- [Aim]:
In the entries that follow, find the word "styles" and report each line it is on.

___ Data to process

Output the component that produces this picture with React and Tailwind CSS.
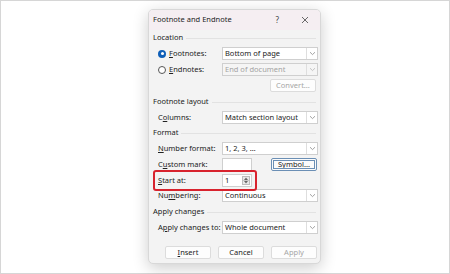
import React from "react";

const font = { fontFamily: '"Noto Sans", "Open Sans", sans-serif' };

function Chevron({ dim }) {
  return (
    <svg width="7" height="5" viewBox="0 0 7 5" className="block">
      <path d="M1 1.2 L3.5 3.6 L6 1.2" fill="none" stroke={dim ? "#b5b5b5" : "#8a8a8a"} strokeWidth="0.8" />
    </svg>
  );
}

function Combo({ value, disabled }) {
  return (
    <div
      className={`flex h-[13px] w-[96px] items-stretch border border-[#cfcfcf] ${disabled ? "bg-[#f5f5f5] text-[#a3a3a3]" : "bg-white text-[#222]"}`}
    >
      <div className="flex flex-1 items-center pl-[2px] leading-none">{value}</div>
      <div className="flex w-[11px] items-center justify-center border-l border-[#dedede]">
        <Chevron dim={disabled} />
      </div>
    </div>
  );
}

function Btn({ children, disabled, focused, className = "" }) {
  return (
    <div
      className={`flex h-[13px] w-[46px] items-center justify-center rounded-[2px] border leading-none ${
        focused
          ? "border-[#6b8fb5] bg-[#fbfbfb] outline outline-1 outline-offset-[-3px] outline-[#6b8fb5]"
          : "border-[#dcdcdc] bg-[#fdfdfd]"
      } ${disabled ? "text-[#a5a5a5]" : "text-[#222]"} ${className}`}
    >
      {children}
    </div>
  );
}

function Heading({ children, className = "" }) {
  return (
    <div className={`flex h-[12px] items-center gap-[3px] pr-[4px] leading-none text-[#222] ${className}`}>
      <span>{children}</span>
      <div className="h-px flex-1 bg-[#e2e2e2]" />
    </div>
  );
}

function Row({ label, children, className = "" }) {
  return (
    <div className={`flex h-[13px] items-center pl-[5px] ${className}`}>
      <div className="w-[64px] leading-none text-[#222]">{label}</div>
      {children}
    </div>
  );
}

export default function App() {
  return (
    <div className="flex h-[274px] w-[450px] items-start border border-[#d6d6d6] bg-white pl-[147px]" style={font}>
      <div className="relative mt-[8px] flex h-[255px] w-[173px] flex-col overflow-hidden rounded-[5px] border border-[#d8d8d8] bg-[#f3f3f3] text-[7.5px] shadow-[0_4px_16px_rgba(0,0,0,0.2)]">
        <div className="flex h-[20px] items-center bg-[#f5eef2] pl-[4px] text-[#222]">
          <span className="flex-1 leading-none">Footnote and Endnote</span>
          <span className="mr-[22px] text-[8px] leading-none text-[#444]">?</span>
          <svg width="8" height="8" viewBox="0 0 8 8" className="mr-[11px]">
            <path d="M1 1 L7 7 M7 1 L1 7" stroke="#444" strokeWidth="0.8" />
          </svg>
        </div>

        <div className="flex flex-col pl-[4px]">
          <Heading className="mt-[2px]">Location</Heading>

          <div className="mt-[3px] flex h-[13px] items-center pl-[5px]">
            <div className="flex h-[8px] w-[8px] items-center justify-center rounded-full bg-[#0f5fb8]">
              <div className="h-[3px] w-[3px] rounded-full bg-white" />
            </div>
            <div className="ml-[3px] w-[53px] leading-none text-[#222]">
              <span className="underline">F</span>ootnotes:
            </div>
            <Combo value="Bottom of page" />
          </div>

          <div className="mt-[3px] flex h-[13px] items-center pl-[5px]">
            <div className="h-[8px] w-[8px] rounded-full border border-[#555] bg-white" />
            <div className="ml-[3px] w-[53px] leading-none text-[#222]">
              <span className="underline">E</span>ndnotes:
            </div>
            <Combo value="End of document" disabled />
          </div>

          <div className="mt-[3px] flex h-[12px] justify-end pr-[4px]">
            <Btn disabled className="h-[12px] w-[46px]">Convert...</Btn>
          </div>

          <Heading className="mt-[5px]">Footnote layout</Heading>

          <Row label={<>C<span className="underline">o</span>lumns:</>} className="mt-[3px]">
            <Combo value="Match section layout" />
          </Row>

          <Heading className="mt-[3px]">Format</Heading>

          <Row label={<><span className="underline">N</span>umber format:</>} className="mt-[3px]">
            <Combo value="1, 2, 3, …" />
          </Row>

          <Row label={<>C<span className="underline">u</span>stom mark:</>} className="mt-[3px]">
            <div className="h-[13px] w-[30px] border border-[#cfcfcf] bg-white" />
            <Btn focused className="ml-[19px]">
              <span><span className="underline">S</span>ymbol...</span>
            </Btn>
          </Row>

          <Row label={<><span className="underline">S</span>tart at:</>} className="mt-[3px]">
            <div className="flex h-[13px] w-[30px] items-stretch border border-[#cfcfcf] bg-white">
              <div className="flex flex-1 items-center pl-[2px] leading-none text-[#222]">1</div>
              <div className="my-[1px] mr-[1px] flex w-[8px] flex-col border border-[#bdbdbd] bg-[#e9e9e9]">
                <div className="flex flex-1 items-center justify-center border-b border-[#c8c8c8]">
                  <svg width="4" height="3" viewBox="0 0 4 3"><path d="M0 3 L2 0.5 L4 3 Z" fill="#666" /></svg>
                </div>
                <div className="flex flex-1 items-center justify-center">
                  <svg width="4" height="3" viewBox="0 0 4 3"><path d="M0 0 L2 2.5 L4 0 Z" fill="#666" /></svg>
                </div>
              </div>
            </div>
          </Row>

          <Row label={<>Nu<span className="underline">m</span>bering:</>} className="mt-[2px]">
            <Combo value="Continuous" />
          </Row>

          <Heading className="mt-[4px]">Apply changes</Heading>

          <Row label={<>A<span className="underline">p</span>ply changes to:</>} className="mt-[3px]">
            <Combo value="Whole document" />
          </Row>

          <div className="mt-[12px] flex gap-[7px] pl-[12px]">
            <Btn><span><span className="underline">I</span>nsert</span></Btn>
            <Btn>Cancel</Btn>
            <Btn disabled>Apply</Btn>
          </div>
        </div>

        <div className="pointer-events-none absolute left-[4px] top-[160px] h-[21px] w-[104px] rounded-[3px] border-2 border-[#d8232e]" />
      </div>
    </div>
  );
}
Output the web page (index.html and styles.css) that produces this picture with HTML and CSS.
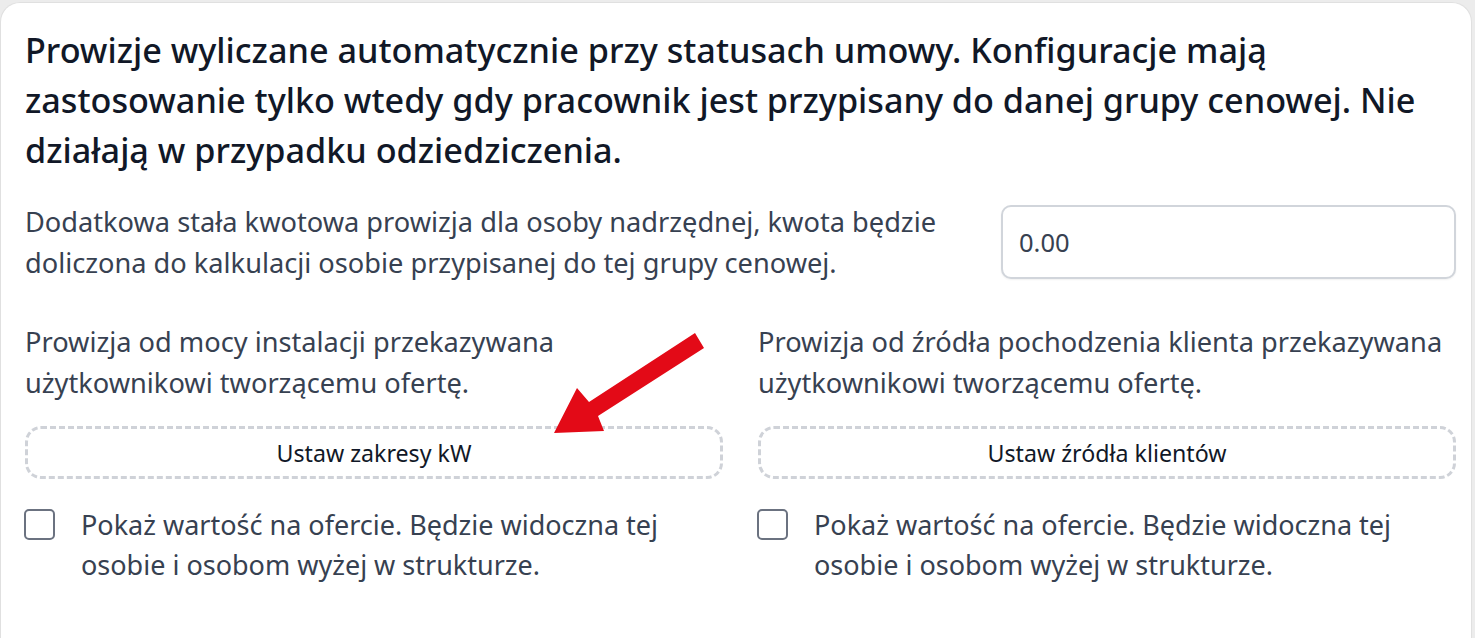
FILE: index.html
```html
<!DOCTYPE html>
<html lang="pl">
<head>
<meta charset="utf-8">
<title>Prowizje</title>
<link rel="stylesheet" href="styles.css">
</head>
<body>
<div class="page">
  <div class="card">
    <h2 class="title">Prowizje wyliczane automatycznie przy statusach umowy. Konfiguracje mają zastosowanie tylko wtedy gdy pracownik jest przypisany do danej grupy cenowej. Nie działają w przypadku odziedziczenia.</h2>

    <div class="fixed-row">
      <p class="desc">Dodatkowa stała kwotowa prowizja dla osoby nadrzędnej, kwota będzie doliczona do kalkulacji osobie przypisanej do tej grupy cenowej.</p>
      <input class="amount" type="text" value="0.00">
    </div>

    <div class="columns">
      <div class="col">
        <p class="desc">Prowizja od mocy instalacji przekazywana użytkownikowi tworzącemu ofertę.</p>
        <button class="dashed-btn" type="button">Ustaw zakresy kW</button>
        <label class="check">
          <span class="box"></span>
          <span class="check-text">Pokaż wartość na ofercie. Będzie widoczna tej osobie i osobom wyżej w strukturze.</span>
        </label>
      </div>
      <div class="col">
        <p class="desc">Prowizja od źródła pochodzenia klienta przekazywana użytkownikowi tworzącemu ofertę.</p>
        <button class="dashed-btn" type="button">Ustaw źródła klientów</button>
        <label class="check">
          <span class="box"></span>
          <span class="check-text">Pokaż wartość na ofercie. Będzie widoczna tej osobie i osobom wyżej w strukturze.</span>
        </label>
      </div>
    </div>
  </div>

  <svg class="arrow" width="1475" height="638" viewBox="0 0 1475 638" aria-hidden="true">
    <polygon points="695,333 704,348 598,416 604,431 554,433 577,388 589,402" fill="#e30a17"/>
  </svg>
</div>
</body>
</html>
```
FILE: styles.css
```css
html, body {
  margin: 0;
  padding: 0;
  background: #ececec;
  height: 100%;
  overflow: hidden;
}

body {
  font-family: "Noto Sans", "Open Sans", sans-serif;
}

.page {
  position: relative;
  height: 100%;
  padding: 2px 3px 0 0;
  box-sizing: border-box;
}

.card {
  background: #ffffff;
  border: 1px solid #e0e0e0;
  border-bottom: none;
  border-radius: 20px 20px 0 0;
  height: 100%;
  box-sizing: border-box;
  padding: 22px 15px 0 24px;
}

.title {
  margin: 0;
  font-size: 34.2px;
  line-height: 50px;
  font-weight: 500;
  color: #111827;
}

.desc {
  margin: 0;
  font-size: 27.2px;
  line-height: 41px;
  color: #374151;
}

.fixed-row {
  display: flex;
  align-items: center;
  gap: 35px;
  margin-top: 26px;
}

.fixed-row .desc {
  flex: 1;
}

.amount {
  width: 455px;
  height: 74px;
  box-sizing: border-box;
  border: 2px solid #d1d5db;
  border-radius: 10px;
  box-shadow: 0 1px 2px rgba(0, 0, 0, 0.06);
  padding: 0 16px;
  font-family: inherit;
  font-size: 25.5px;
  color: #374151;
  outline: none;
}

.columns {
  display: grid;
  grid-template-columns: 1fr 1fr;
  gap: 35px;
  margin-top: 38px;
}

.col {
  display: flex;
  flex-direction: column;
}

.dashed-btn {
  margin-top: 23px;
  height: 53px;
  box-sizing: border-box;
  border: 3px dashed #cfd2d8;
  border-radius: 16px;
  background: #ffffff;
  font-family: inherit;
  font-size: 23.2px;
  line-height: 30px;
  color: #111827;
  cursor: pointer;
}

.check {
  display: flex;
  align-items: flex-start;
  gap: 26px;
  margin-top: 26px;
  cursor: pointer;
}

.box {
  flex: none;
  width: 31px;
  height: 31px;
  box-sizing: border-box;
  margin-top: 4px;
  margin-left: -1px;
  border: 2px solid #6b7280;
  border-radius: 5px;
  background: #ffffff;
}

.check-text {
  font-size: 27px;
  line-height: 40px;
  color: #374151;
}

.arrow {
  position: absolute;
  left: 0;
  top: 0;
  pointer-events: none;
}
```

______

- [Written reply]:
Output the web page (index.html and styles.css) that produces this picture with HTML and CSS.
<link rel="stylesheet" href="styles.css">
FILE: styles.css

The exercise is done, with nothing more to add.